Interface markup and scripts
===

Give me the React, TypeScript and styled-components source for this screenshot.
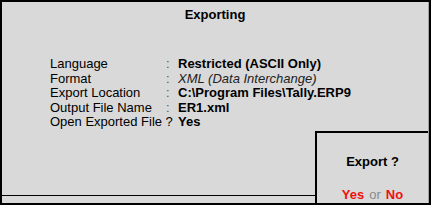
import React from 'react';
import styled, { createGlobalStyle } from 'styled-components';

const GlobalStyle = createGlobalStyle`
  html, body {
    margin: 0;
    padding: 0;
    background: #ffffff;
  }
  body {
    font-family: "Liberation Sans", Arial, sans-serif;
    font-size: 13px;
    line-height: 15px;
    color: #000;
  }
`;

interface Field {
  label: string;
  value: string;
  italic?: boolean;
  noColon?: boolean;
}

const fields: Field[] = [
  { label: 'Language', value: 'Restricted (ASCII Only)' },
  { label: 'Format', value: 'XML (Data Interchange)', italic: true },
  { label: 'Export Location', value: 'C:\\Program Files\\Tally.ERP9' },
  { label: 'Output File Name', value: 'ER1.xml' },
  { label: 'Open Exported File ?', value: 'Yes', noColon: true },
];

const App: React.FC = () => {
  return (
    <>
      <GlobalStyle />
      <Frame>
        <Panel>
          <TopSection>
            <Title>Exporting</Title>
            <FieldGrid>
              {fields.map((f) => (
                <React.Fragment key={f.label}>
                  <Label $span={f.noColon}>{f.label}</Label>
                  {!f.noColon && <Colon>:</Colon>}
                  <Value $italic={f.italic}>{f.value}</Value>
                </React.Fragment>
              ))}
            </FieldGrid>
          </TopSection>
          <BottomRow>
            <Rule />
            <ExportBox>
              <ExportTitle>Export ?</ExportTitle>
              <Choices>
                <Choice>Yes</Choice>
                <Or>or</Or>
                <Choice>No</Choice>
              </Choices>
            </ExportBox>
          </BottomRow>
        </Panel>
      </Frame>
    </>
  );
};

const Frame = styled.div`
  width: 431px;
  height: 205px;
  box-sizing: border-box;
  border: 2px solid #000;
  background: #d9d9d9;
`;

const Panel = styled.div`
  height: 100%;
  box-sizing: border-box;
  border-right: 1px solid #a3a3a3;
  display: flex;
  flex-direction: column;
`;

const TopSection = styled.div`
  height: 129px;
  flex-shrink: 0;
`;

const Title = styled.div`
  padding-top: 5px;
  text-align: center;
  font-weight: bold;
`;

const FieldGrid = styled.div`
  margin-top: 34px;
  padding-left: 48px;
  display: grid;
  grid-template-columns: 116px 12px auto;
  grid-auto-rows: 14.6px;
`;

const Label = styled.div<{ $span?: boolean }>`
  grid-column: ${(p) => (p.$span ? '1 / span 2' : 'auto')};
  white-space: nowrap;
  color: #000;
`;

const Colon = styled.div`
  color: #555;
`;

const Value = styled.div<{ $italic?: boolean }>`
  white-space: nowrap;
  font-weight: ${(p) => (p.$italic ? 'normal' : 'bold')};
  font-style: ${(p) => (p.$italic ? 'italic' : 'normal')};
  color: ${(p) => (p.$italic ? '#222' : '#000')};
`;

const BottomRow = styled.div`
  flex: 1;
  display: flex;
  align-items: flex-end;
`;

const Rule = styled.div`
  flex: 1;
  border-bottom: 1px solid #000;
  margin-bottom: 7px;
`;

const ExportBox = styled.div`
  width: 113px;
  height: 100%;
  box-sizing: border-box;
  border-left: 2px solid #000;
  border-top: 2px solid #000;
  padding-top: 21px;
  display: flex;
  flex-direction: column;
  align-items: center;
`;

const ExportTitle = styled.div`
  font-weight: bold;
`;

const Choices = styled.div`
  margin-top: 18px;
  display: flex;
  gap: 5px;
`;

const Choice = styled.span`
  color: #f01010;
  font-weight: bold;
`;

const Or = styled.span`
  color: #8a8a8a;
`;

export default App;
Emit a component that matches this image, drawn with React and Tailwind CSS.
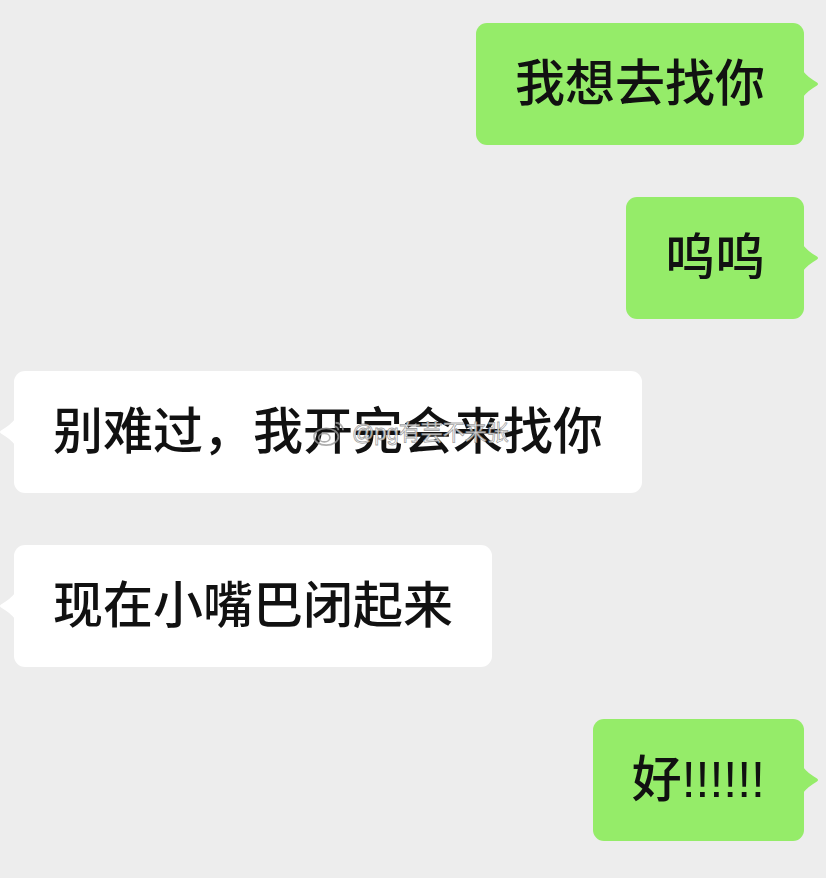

===

Copy out all the entries exactly. Images stay out of the copy.

#### [WRITTEN REPLY]
Give me the React, TypeScript and styled-components source for this screenshot.
import React from 'react';
import styled, { createGlobalStyle } from 'styled-components';

const GlobalStyle = createGlobalStyle`
  html, body {
    margin: 0;
    padding: 0;
    background: #ffffff;
  }
  body {
    font-family: "Liberation Sans", Arial, sans-serif;
    font-size: 13px;
    line-height: 15px;
    color: #000;
  }
`;

interface Field {
  label: string;
  value: string;
  italic?: boolean;
  noColon?: boolean;
}

const fields: Field[] = [
  { label: 'Language', value: 'Restricted (ASCII Only)' },
  { label: 'Format', value: 'XML (Data Interchange)', italic: true },
  { label: 'Export Location', value: 'C:\\Program Files\\Tally.ERP9' },
  { label: 'Output File Name', value: 'ER1.xml' },
  { label: 'Open Exported File ?', value: 'Yes', noColon: true },
];

const App: React.FC = () => {
  return (
    <>
      <GlobalStyle />
      <Frame>
        <Panel>
          <TopSection>
            <Title>Exporting</Title>
            <FieldGrid>
              {fields.map((f) => (
                <React.Fragment key={f.label}>
                  <Label $span={f.noColon}>{f.label}</Label>
                  {!f.noColon && <Colon>:</Colon>}
                  <Value $italic={f.italic}>{f.value}</Value>
                </React.Fragment>
              ))}
            </FieldGrid>
          </TopSection>
          <BottomRow>
            <Rule />
            <ExportBox>
              <ExportTitle>Export ?</ExportTitle>
              <Choices>
                <Choice>Yes</Choice>
                <Or>or</Or>
                <Choice>No</Choice>
              </Choices>
            </ExportBox>
          </BottomRow>
        </Panel>
      </Frame>
    </>
  );
};

const Frame = styled.div`
  width: 431px;
  height: 205px;
  box-sizing: border-box;
  border: 2px solid #000;
  background: #d9d9d9;
`;

const Panel = styled.div`
  height: 100%;
  box-sizing: border-box;
  border-right: 1px solid #a3a3a3;
  display: flex;
  flex-direction: column;
`;

const TopSection = styled.div`
  height: 129px;
  flex-shrink: 0;
`;

const Title = styled.div`
  padding-top: 5px;
  text-align: center;
  font-weight: bold;
`;

const FieldGrid = styled.div`
  margin-top: 34px;
  padding-left: 48px;
  display: grid;
  grid-template-columns: 116px 12px auto;
  grid-auto-rows: 14.6px;
`;

const Label = styled.div<{ $span?: boolean }>`
  grid-column: ${(p) => (p.$span ? '1 / span 2' : 'auto')};
  white-space: nowrap;
  color: #000;
`;

const Colon = styled.div`
  color: #555;
`;

const Value = styled.div<{ $italic?: boolean }>`
  white-space: nowrap;
  font-weight: ${(p) => (p.$italic ? 'normal' : 'bold')};
  font-style: ${(p) => (p.$italic ? 'italic' : 'normal')};
  color: ${(p) => (p.$italic ? '#222' : '#000')};
`;

const BottomRow = styled.div`
  flex: 1;
  display: flex;
  align-items: flex-end;
`;

const Rule = styled.div`
  flex: 1;
  border-bottom: 1px solid #000;
  margin-bottom: 7px;
`;

const ExportBox = styled.div`
  width: 113px;
  height: 100%;
  box-sizing: border-box;
  border-left: 2px solid #000;
  border-top: 2px solid #000;
  padding-top: 21px;
  display: flex;
  flex-direction: column;
  align-items: center;
`;

const ExportTitle = styled.div`
  font-weight: bold;
`;

const Choices = styled.div`
  margin-top: 18px;
  display: flex;
  gap: 5px;
`;

const Choice = styled.span`
  color: #f01010;
  font-weight: bold;
`;

const Or = styled.span`
  color: #8a8a8a;
`;

export default App;
Emit a component that matches this image, drawn with React and Tailwind CSS.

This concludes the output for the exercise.